What to work on
Without the pictures, output the lines of the material from the very first through the one that holds "</template>".

A block of data

☆ ☆ ☆ ☆ ☆

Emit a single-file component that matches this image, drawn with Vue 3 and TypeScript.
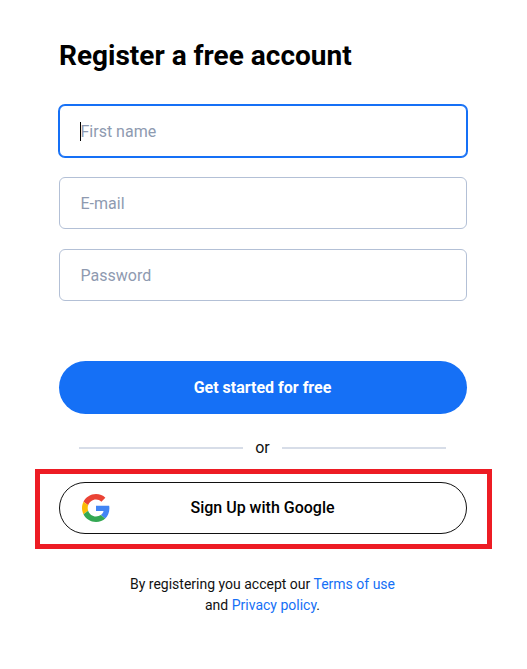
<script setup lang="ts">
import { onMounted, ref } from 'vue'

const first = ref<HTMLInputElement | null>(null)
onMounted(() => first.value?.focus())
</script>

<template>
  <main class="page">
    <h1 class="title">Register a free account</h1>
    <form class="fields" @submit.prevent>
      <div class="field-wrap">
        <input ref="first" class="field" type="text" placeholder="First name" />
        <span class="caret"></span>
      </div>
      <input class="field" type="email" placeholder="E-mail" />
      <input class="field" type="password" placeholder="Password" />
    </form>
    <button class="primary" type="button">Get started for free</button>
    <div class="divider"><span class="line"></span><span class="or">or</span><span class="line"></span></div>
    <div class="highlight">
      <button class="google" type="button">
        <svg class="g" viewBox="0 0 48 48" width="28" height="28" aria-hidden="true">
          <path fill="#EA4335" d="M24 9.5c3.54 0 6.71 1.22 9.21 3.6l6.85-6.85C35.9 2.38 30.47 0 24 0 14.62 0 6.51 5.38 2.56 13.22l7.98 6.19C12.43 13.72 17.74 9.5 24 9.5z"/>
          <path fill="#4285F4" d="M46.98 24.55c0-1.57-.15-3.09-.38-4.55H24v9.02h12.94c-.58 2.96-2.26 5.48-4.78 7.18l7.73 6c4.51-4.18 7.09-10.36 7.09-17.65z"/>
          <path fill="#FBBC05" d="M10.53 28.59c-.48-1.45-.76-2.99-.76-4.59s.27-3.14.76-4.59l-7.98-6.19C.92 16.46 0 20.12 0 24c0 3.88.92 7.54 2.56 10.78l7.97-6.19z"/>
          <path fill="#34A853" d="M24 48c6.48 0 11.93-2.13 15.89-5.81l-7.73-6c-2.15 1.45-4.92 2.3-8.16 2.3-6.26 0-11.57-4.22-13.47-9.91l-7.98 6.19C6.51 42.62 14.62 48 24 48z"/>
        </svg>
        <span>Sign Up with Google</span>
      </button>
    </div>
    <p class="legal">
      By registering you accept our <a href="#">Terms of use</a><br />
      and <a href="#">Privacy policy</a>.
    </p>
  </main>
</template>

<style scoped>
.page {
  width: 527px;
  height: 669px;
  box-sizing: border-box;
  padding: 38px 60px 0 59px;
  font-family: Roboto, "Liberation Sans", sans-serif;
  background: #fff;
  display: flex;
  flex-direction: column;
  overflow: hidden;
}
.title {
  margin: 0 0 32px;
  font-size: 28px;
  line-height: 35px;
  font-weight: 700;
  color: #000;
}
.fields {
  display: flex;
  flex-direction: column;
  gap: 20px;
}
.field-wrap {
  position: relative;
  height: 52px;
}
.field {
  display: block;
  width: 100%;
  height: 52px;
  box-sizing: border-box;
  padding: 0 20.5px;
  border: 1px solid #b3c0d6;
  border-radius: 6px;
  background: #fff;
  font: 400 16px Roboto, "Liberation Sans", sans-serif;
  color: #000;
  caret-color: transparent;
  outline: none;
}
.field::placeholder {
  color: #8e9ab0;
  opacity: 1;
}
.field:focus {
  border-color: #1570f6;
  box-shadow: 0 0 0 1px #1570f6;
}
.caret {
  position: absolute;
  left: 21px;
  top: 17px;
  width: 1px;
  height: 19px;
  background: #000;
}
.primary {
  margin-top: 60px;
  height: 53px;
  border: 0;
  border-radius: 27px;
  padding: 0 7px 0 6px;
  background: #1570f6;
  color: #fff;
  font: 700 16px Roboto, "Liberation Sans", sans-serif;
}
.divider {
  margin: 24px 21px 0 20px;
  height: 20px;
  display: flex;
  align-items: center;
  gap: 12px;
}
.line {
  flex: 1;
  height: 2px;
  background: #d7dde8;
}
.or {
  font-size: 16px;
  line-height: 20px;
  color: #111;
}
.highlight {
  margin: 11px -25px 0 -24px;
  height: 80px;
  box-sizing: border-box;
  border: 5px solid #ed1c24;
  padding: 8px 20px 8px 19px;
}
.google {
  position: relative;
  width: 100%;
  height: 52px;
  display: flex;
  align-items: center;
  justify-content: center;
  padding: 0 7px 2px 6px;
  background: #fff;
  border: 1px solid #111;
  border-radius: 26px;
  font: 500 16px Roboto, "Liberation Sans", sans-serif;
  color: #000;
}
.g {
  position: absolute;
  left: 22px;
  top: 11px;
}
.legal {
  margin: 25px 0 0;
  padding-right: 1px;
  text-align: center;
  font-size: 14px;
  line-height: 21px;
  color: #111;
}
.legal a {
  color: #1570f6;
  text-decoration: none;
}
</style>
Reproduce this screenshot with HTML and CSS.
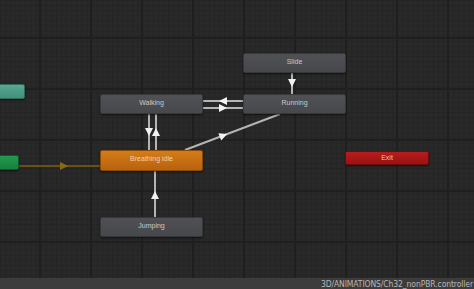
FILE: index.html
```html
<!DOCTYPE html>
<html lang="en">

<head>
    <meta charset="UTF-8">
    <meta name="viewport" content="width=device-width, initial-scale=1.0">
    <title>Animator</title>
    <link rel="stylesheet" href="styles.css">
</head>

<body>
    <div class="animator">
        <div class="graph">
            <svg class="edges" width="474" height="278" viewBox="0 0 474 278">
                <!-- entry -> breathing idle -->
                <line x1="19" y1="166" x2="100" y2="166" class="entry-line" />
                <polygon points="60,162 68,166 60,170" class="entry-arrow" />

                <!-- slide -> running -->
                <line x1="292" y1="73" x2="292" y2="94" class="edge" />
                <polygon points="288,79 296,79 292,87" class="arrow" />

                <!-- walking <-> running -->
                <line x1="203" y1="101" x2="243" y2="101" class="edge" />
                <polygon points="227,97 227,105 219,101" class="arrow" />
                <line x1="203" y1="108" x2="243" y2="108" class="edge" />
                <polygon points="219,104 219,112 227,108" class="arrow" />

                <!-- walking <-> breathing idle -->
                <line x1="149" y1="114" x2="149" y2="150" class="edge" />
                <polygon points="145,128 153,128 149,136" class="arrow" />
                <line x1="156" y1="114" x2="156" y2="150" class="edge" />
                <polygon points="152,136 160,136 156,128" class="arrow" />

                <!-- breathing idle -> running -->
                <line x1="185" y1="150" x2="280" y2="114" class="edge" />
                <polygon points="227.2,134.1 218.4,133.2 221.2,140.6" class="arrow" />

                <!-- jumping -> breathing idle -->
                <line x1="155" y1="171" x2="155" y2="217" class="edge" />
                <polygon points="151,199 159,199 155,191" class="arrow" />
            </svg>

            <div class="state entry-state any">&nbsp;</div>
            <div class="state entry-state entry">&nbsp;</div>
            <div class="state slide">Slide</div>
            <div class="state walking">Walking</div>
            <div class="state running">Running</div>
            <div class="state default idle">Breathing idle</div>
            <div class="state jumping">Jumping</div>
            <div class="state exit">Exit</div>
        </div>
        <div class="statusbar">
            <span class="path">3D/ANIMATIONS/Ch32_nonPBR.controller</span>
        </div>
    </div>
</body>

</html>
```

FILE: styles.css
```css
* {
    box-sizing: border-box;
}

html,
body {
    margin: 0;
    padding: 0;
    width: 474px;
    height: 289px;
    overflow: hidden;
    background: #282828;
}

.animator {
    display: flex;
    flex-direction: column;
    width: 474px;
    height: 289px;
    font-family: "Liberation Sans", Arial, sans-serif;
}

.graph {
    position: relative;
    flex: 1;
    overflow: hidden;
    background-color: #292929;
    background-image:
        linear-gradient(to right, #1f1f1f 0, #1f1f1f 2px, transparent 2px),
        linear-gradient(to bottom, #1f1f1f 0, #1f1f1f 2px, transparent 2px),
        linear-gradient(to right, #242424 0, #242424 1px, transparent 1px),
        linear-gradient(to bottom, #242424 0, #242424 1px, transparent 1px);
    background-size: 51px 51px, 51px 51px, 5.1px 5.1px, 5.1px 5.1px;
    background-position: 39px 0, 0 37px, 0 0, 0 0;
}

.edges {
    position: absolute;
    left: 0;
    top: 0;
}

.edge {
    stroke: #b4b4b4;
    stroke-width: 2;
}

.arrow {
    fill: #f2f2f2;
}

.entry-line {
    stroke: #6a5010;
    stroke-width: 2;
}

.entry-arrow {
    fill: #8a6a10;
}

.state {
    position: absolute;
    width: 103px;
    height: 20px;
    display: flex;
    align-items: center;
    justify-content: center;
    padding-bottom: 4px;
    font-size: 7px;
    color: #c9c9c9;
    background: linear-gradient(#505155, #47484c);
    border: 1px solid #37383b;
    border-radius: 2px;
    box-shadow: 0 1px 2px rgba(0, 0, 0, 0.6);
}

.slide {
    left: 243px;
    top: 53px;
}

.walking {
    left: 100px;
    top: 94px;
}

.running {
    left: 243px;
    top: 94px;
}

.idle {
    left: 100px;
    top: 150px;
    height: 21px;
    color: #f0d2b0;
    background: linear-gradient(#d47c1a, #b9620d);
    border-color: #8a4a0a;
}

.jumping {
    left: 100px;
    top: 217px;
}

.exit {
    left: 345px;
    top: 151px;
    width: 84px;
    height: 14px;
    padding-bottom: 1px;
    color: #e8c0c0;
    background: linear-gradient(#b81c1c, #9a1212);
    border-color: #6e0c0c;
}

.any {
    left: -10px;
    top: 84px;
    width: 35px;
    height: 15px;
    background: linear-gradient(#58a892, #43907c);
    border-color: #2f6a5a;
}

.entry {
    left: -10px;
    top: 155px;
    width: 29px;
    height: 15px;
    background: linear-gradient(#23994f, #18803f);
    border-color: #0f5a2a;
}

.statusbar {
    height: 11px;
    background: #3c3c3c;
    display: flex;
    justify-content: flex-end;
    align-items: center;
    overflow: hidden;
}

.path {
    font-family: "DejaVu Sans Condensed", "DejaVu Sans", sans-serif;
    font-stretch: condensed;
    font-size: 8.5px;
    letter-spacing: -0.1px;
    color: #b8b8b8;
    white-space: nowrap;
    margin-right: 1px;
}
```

☆ ☆ ☆ ☆ ☆

Exercise answer
Emit a single-file component that matches this image, drawn with Vue 3 and TypeScript.
<script setup lang="ts">
import { onMounted, ref } from 'vue'

const first = ref<HTMLInputElement | null>(null)
onMounted(() => first.value?.focus())
</script>

<template>
  <main class="page">
    <h1 class="title">Register a free account</h1>
    <form class="fields" @submit.prevent>
      <div class="field-wrap">
        <input ref="first" class="field" type="text" placeholder="First name" />
        <span class="caret"></span>
      </div>
      <input class="field" type="email" placeholder="E-mail" />
      <input class="field" type="password" placeholder="Password" />
    </form>
    <button class="primary" type="button">Get started for free</button>
    <div class="divider"><span class="line"></span><span class="or">or</span><span class="line"></span></div>
    <div class="highlight">
      <button class="google" type="button">
        <svg class="g" viewBox="0 0 48 48" width="28" height="28" aria-hidden="true">
          <path fill="#EA4335" d="M24 9.5c3.54 0 6.71 1.22 9.21 3.6l6.85-6.85C35.9 2.38 30.47 0 24 0 14.62 0 6.51 5.38 2.56 13.22l7.98 6.19C12.43 13.72 17.74 9.5 24 9.5z"/>
          <path fill="#4285F4" d="M46.98 24.55c0-1.57-.15-3.09-.38-4.55H24v9.02h12.94c-.58 2.96-2.26 5.48-4.78 7.18l7.73 6c4.51-4.18 7.09-10.36 7.09-17.65z"/>
          <path fill="#FBBC05" d="M10.53 28.59c-.48-1.45-.76-2.99-.76-4.59s.27-3.14.76-4.59l-7.98-6.19C.92 16.46 0 20.12 0 24c0 3.88.92 7.54 2.56 10.78l7.97-6.19z"/>
          <path fill="#34A853" d="M24 48c6.48 0 11.93-2.13 15.89-5.81l-7.73-6c-2.15 1.45-4.92 2.3-8.16 2.3-6.26 0-11.57-4.22-13.47-9.91l-7.98 6.19C6.51 42.62 14.62 48 24 48z"/>
        </svg>
        <span>Sign Up with Google</span>
      </button>
    </div>
    <p class="legal">
      By registering you accept our <a href="#">Terms of use</a><br />
      and <a href="#">Privacy policy</a>.
    </p>
  </main>
</template>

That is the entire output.